John Boudreau ’14, a history major, never expected to be an expert on art history. However, working as a communications intern at the Sterling and Francine Clark Art Institute this summer has provided him a detailed knowledge of painters such as Winslow Homer. Boudreau has also been able to develop his writing skills and gain experience toward possible careers in curatorial work or journalism. His internship is supported by the Richard and Patsy Couper fund.
Since 1955, the Clark has provided the community of Williamstown, Mass., with an impressive collection of art. Along with other art museums in the area, it has helped to establish the Berkshires as a center of cultural activity. Boudreau explained that he was drawn to the Clark for similar reasons to why he chose Hamilton, stating, “What I like about the Clark is that it’s sort of the Hamilton of museums. It’s relatively small . . . but for its size it offers a really great service to the community.”
Boudreau found the Career Center and Hamilton faculty extremely helpful in arranging his internship. “Heather Wixson was so great in helping me identify what I wanted to get out of this summer,” he noted. Boudreau also turned to Christian Goodwillie at Hamilton’s Burke Library Special Collections, where he works during the semester. Goodwillie, who used to work with Boudreau’s supervisor at the Clark, helped him to secure a connection and subsequently the internship.
As a communications intern, Boudreau spends the bulk of his time writing press releases for the Clark.

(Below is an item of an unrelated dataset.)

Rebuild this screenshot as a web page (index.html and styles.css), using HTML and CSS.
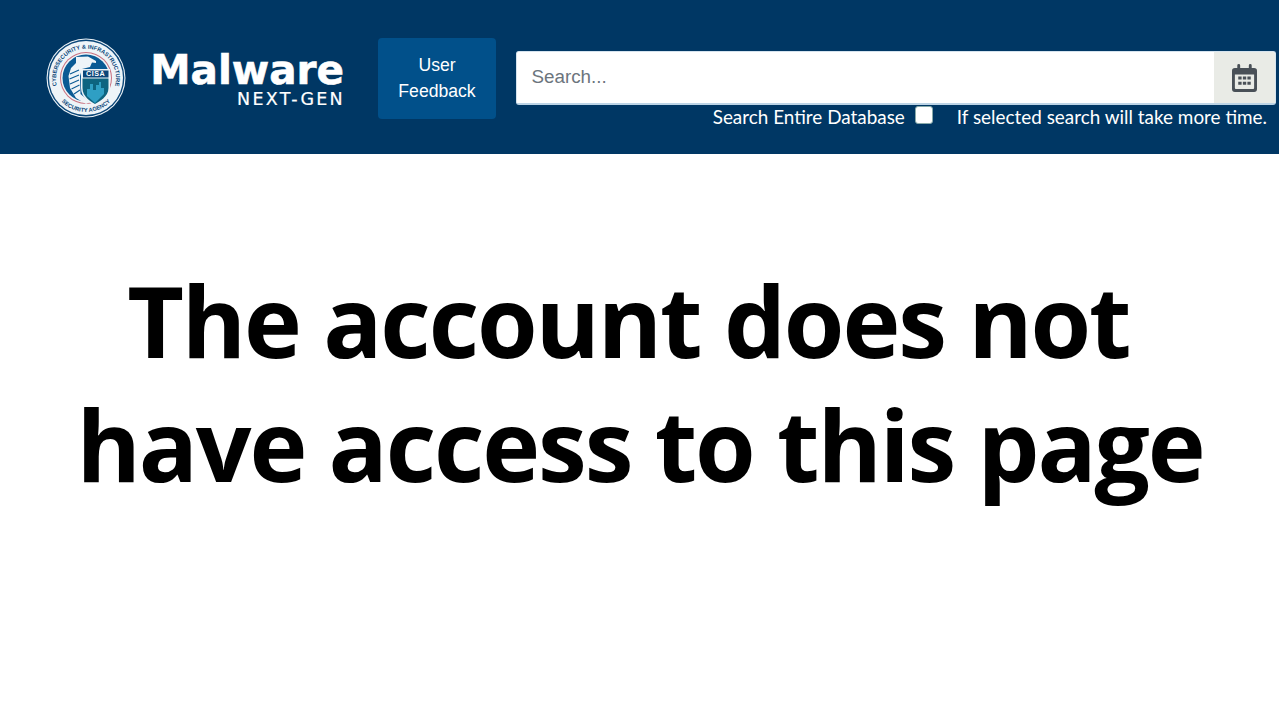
FILE: index.html
```html
<!DOCTYPE html>
<html lang="en">
<head>
<meta charset="utf-8">
<title>Malware Next-Gen</title>
<link rel="stylesheet" href="styles.css">
</head>
<body>
<header class="topbar">
  <div class="brand">
    <svg class="seal" viewBox="0 0 80 80" width="80" height="80" aria-label="CISA seal">
      <defs>
        <path id="arcTop" d="M11.500 50 A30 30 0 1 1 68.500 50"/>
        <path id="arcBottom" d="M7.500 50 A34 34 0 0 0 72.500 50"/>
      </defs>
      <circle cx="40" cy="40" r="39.500" fill="#eef4f8"/>
      <circle cx="40" cy="40" r="38.400" fill="#0a4678"/>
      <circle cx="40" cy="40" r="37" fill="#eef4f8"/>
      <text class="seal-text"><textPath href="#arcTop" startOffset="50%" text-anchor="middle">CYBERSECURITY &amp; INFRASTRUCTURE</textPath></text>
      <text class="seal-text"><textPath href="#arcBottom" startOffset="50%" text-anchor="middle">SECURITY AGENCY</textPath></text>
      <circle cx="40" cy="40" r="26" fill="#c9707f"/>
      <circle cx="40" cy="40" r="25" fill="#eef4f8"/>
      <circle cx="40" cy="40" r="23.500" fill="#0a5a94"/>
      <path d="M30 19 L42 18.500 L50 23 L50 25 L46 24.500 L44 29 L36 31 L34 38 L34.500 56 L44 64 L40 66 L30 60 L24 50 L22.500 38 L25 30 L30 25 Z" fill="#eef4f8"/>
      <path d="M24 36 L33 32 M23.500 41 L33 37 M24 46 L33 42 M25.500 51 L33.500 47 M28 56 L34 52" stroke="#0a5a94" stroke-width="1.100"/>
      <path d="M35 31 H64 V50 C64 60 54 65 49 68 C44 65 35 60 35 50 Z" fill="#eef4f8"/>
      <path d="M36.500 40.500 H62.500 V50 C62.500 59 53 63.500 49 66 C45 63.500 36.500 59 36.500 50 Z" fill="#0d6480"/>
      <path d="M37 32.500 H62.500 V39.500 H37 Z" fill="#0a4678"/>
      <path d="M41 58 V51 H44 V46 H47 V52 H50 V47 H53 V44 H55 V50 H58 V56 L49 65 Z" fill="#2f9fc4"/>
      <text class="seal-cisa" x="49.700" y="38.400" text-anchor="middle">CISA</text>
    </svg>
    <div class="wordmark">
      <span class="wordmark-main">Malware</span>
      <span class="wordmark-sub">NEXT-GEN</span>
    </div>
  </div>
  <button class="feedback" type="button">User<br>Feedback</button>
  <div class="search-area">
    <div class="search-box">
      <input class="search-input" type="text" placeholder="Search...">
      <span class="calendar">
        <svg viewBox="0 0 26 30" width="25" height="29" aria-hidden="true">
          <path d="M7 1 a1.500 1.500 0 0 1 1.500 1.500 V5 h9 V2.500 a1.500 1.500 0 0 1 3 0 V5 H23 a3 3 0 0 1 3 3 V27 a3 3 0 0 1 -3 3 H3 a3 3 0 0 1 -3 -3 V8 a3 3 0 0 1 3 -3 H5.500 V2.500 A1.500 1.500 0 0 1 7 1 Z M3 12 V26 a1 1 0 0 0 1 1 H22 a1 1 0 0 0 1 -1 V12 Z" fill="#495057" fill-rule="evenodd"/>
          <path d="M6.500 14 h3.500 v3 h-3.500 z M11.300 14 h3.500 v3 h-3.500 z M16 14 h3.500 v3 h-3.500 z M6.500 19.500 h3.500 v3 h-3.500 z M11.300 19.500 h3.500 v3 h-3.500 z M16 19.500 h3.500 v3 h-3.500 z" fill="#495057"/>
        </svg>
      </span>
    </div>
    <div class="search-options">
      <label class="entire">Search Entire Database <input class="entire-check" type="checkbox"></label>
      <span class="hint">If selected search will take more time.</span>
    </div>
  </div>
</header>
<main class="message">
  <h1 class="message-title">The account does not&nbsp;<br>have access to this page</h1>
</main>
</body>
</html>
```
FILE: styles.css
```css
* { box-sizing: border-box; }
html, body { margin: 0; background: #fff; }
body { width: 1280px; height: 720px; overflow: hidden; font-family: "Liberation Sans", Arial, sans-serif; }

.topbar {
  display: flex;
  height: 154px;
  width: 1279px;
  background: #003764;
  color: #fff;
  padding: 38px 3px 0 46px;
}
.brand { display: flex; align-items: flex-start; width: 332px; flex: none; }
.seal { flex: none; }
.seal-text { font: 700 5.700px "Liberation Sans", sans-serif; fill: #0a4678; }
.seal-cisa { font: 700 7.200px "Liberation Sans", sans-serif; fill: #fff; letter-spacing: .5px; }

.wordmark { display: flex; flex-direction: column; align-items: flex-end; margin: 10px 0 0 25px; width: 193px; }
.wordmark-main { font: 700 40.500px/44px "DejaVu Sans", sans-serif; -webkit-text-stroke: .6px #fff; }
.wordmark-sub { font: 400 17.500px/18px "DejaVu Sans", sans-serif; letter-spacing: 2.300px; margin: -2px -1px 0 0; -webkit-text-stroke: .2px #fff; }

.feedback {
  flex: none;
  width: 118px;
  height: 81px;
  border: 0;
  border-radius: 4px;
  background: #01508a;
  color: #fff;
  font: 400 17.600px/26px "Liberation Sans", sans-serif;
  padding: 0 0 2px;
}

.search-area { flex: none; width: 760px; margin: 13px 0 0 20px; }
.search-box { display: flex; height: 54px; border-radius: 3px; overflow: hidden; background: #fff; border: 1px solid #d5e3ee; border-bottom: 2px solid #bcd4e6; }
.search-input {
  flex: 1;
  min-width: 0;
  border: 0;
  outline: 0;
  padding: 0 14.500px 1px;
  font: 400 18.800px "Liberation Sans", sans-serif;
  color: #495057;
  background: #fff;
}
.search-input::placeholder { color: #6c757d; opacity: 1; }
.calendar { flex: none; width: 61px; background: #e9ebe6; display: flex; align-items: center; justify-content: center; }

.search-options {
  display: flex;
  justify-content: flex-end;
  align-items: center;
  gap: 24px;
  padding-right: 9px;
  font: 400 18.900px/24px Lato, sans-serif;
  height: 24px;
}
.entire { display: flex; align-items: center; gap: 10px; }
.entire-check { width: 18px; height: 18px; margin: 0 0 4px; appearance: none; background: #fff; border-radius: 3px; border: 1px solid #8aa; }

.message { text-align: center; padding-top: 104px; }
.message-title {
  margin: 0;
  font: 700 98px/124px "Open Sans", "Noto Sans", sans-serif;
  letter-spacing: -2.100px;
  color: #000;
}
```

He covers scholarly lectures, special events, concerts, films and other happenings at the museum. He remarked, “It’s been really good for my writing. It refines and cuts all the fat out of my prose.” Boudreau has also been attending local community outreach events, such as baseball games or art programs, to promote the Clark.
Boudreau’s other large project is writing for the Clark’s blog. He feared that with the advent of sleeker platforms such as tumblr and twitter, blogging might be “going the way of the dodo” and so is making efforts to reinvigorate the museum’s blog. His entries primarily center around the Clark’s current exhibit on Winslow Homer, the famed 19th century painter and printmaker. Through the blog, Boudreau hopes to add an additional dimension to the museum’s exhibit. He explained, “What I’m trying to do is give a little background about the paintings and other works in the show and tell some stories that otherwise wouldn’t be told.”
As part of his efforts, Boudreau has been working on a series called “Your Favorite Homer,” in which he asks different museum employees to discuss their favorite pieces of art. He’s found that many people around the museum, not only the curators, are very knowledgeable about art. For example he spoke with Geoffrey Hedden, a shipping and receiving clerk at the Clark, who commented extensively on Homer’s use of color and line in his representations of water.
“We often say that art is for everyone,” Boudreau mused. “However, frequently the people who talk about art are the people who have degrees and are supposed to talk about art, and I think it’s cool to get a less scholarly perspective.” After spending so much time writing for the museum this summer, Boudreau is adding his own voice to the public discussion on works of art.
Boudreau is a graduate of Ballston Lake Senior High School in Burnt Hills, New York.